# [SET PROBLEM]
Where a line of the material contains the string "React", copy that line.

# [DATA LINES]
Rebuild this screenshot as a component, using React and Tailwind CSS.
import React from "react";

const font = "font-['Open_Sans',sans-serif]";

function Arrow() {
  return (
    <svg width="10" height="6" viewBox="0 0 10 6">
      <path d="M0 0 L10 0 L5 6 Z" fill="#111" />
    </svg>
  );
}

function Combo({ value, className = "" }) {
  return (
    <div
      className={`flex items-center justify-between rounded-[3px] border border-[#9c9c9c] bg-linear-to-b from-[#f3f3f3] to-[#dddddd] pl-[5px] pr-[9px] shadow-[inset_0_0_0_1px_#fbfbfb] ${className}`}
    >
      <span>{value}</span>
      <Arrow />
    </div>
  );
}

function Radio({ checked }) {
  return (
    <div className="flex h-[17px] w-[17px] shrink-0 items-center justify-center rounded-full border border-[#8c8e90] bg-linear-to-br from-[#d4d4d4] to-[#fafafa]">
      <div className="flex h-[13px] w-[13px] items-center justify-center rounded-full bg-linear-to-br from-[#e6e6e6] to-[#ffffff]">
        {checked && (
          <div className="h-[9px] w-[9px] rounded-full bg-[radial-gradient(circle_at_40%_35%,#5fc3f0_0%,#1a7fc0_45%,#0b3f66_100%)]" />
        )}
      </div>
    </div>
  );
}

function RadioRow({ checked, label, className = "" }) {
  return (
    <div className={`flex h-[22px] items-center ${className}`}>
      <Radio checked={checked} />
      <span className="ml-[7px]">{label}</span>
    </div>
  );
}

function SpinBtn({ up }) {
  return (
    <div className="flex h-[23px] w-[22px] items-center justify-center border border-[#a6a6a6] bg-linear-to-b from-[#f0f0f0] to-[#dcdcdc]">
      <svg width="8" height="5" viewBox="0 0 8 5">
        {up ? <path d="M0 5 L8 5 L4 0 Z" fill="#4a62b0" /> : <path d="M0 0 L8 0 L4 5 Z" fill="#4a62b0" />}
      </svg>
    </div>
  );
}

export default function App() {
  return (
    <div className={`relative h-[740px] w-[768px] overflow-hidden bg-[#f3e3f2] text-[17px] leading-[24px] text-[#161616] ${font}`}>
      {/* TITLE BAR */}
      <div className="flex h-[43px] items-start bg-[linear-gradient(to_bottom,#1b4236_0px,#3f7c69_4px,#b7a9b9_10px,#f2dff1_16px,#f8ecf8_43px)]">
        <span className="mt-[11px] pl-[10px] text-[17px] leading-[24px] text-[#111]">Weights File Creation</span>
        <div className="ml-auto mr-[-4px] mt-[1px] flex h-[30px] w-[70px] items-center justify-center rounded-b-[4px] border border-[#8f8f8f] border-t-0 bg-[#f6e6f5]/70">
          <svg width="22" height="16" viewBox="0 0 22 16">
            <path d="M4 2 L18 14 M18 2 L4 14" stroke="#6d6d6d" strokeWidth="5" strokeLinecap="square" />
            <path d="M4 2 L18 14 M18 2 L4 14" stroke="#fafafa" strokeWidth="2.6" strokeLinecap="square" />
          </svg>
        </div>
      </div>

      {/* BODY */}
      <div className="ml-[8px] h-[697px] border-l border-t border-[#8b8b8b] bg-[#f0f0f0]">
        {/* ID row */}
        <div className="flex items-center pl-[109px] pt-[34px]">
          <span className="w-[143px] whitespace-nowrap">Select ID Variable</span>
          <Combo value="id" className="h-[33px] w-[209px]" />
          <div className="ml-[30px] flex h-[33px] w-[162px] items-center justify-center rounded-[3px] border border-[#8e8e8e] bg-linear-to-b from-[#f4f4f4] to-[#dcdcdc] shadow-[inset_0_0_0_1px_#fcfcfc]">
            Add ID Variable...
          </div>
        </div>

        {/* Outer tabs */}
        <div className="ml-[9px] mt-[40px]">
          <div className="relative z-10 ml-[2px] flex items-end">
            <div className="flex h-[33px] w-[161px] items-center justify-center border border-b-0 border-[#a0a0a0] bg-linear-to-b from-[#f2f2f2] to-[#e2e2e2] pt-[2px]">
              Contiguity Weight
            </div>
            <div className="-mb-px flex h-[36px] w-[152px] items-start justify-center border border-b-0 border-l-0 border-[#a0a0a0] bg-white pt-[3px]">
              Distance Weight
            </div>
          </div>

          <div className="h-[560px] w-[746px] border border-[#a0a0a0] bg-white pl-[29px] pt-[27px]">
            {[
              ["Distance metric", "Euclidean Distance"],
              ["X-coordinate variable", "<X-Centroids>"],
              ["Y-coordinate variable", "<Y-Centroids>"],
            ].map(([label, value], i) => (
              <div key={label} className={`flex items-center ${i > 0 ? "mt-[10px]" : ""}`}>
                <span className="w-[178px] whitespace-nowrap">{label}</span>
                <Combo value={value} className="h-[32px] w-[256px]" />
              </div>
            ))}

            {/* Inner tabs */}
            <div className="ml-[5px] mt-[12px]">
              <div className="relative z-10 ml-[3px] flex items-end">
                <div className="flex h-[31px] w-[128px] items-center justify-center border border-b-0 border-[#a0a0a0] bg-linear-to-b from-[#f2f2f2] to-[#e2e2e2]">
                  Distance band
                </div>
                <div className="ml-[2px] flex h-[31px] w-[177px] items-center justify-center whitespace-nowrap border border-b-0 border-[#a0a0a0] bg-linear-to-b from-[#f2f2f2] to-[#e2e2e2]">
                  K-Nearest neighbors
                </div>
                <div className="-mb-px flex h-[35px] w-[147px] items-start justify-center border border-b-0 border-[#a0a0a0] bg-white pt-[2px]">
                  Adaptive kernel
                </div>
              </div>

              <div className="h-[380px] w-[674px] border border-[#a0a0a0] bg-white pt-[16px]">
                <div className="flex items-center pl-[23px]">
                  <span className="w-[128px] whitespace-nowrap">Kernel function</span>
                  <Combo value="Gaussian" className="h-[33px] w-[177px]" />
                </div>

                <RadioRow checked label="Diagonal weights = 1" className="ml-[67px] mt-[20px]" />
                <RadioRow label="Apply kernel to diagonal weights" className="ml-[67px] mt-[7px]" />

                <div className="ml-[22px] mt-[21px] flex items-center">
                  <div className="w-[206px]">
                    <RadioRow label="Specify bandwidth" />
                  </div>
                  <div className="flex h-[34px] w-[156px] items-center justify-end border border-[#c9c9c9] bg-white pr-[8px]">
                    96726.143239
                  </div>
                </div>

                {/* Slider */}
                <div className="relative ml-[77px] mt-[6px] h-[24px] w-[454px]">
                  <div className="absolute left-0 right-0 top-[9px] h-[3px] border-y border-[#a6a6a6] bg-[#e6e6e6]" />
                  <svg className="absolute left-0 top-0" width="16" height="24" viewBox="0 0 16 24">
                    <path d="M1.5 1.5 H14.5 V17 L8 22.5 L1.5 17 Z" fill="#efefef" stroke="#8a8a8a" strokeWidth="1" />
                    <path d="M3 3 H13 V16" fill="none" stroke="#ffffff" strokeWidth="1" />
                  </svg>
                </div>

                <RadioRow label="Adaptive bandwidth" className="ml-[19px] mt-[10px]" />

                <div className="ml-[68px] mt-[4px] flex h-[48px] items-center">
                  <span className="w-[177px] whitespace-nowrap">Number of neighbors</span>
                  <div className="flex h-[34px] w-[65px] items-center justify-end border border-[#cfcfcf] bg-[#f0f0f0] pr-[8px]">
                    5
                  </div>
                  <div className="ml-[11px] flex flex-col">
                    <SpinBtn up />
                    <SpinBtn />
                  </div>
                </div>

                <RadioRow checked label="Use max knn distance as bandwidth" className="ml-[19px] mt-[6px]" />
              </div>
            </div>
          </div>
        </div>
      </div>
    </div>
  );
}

# [RESPONSE TO THIS EXERCISE]
Rebuild this screenshot as a component, using React and Tailwind CSS.
import React from "react";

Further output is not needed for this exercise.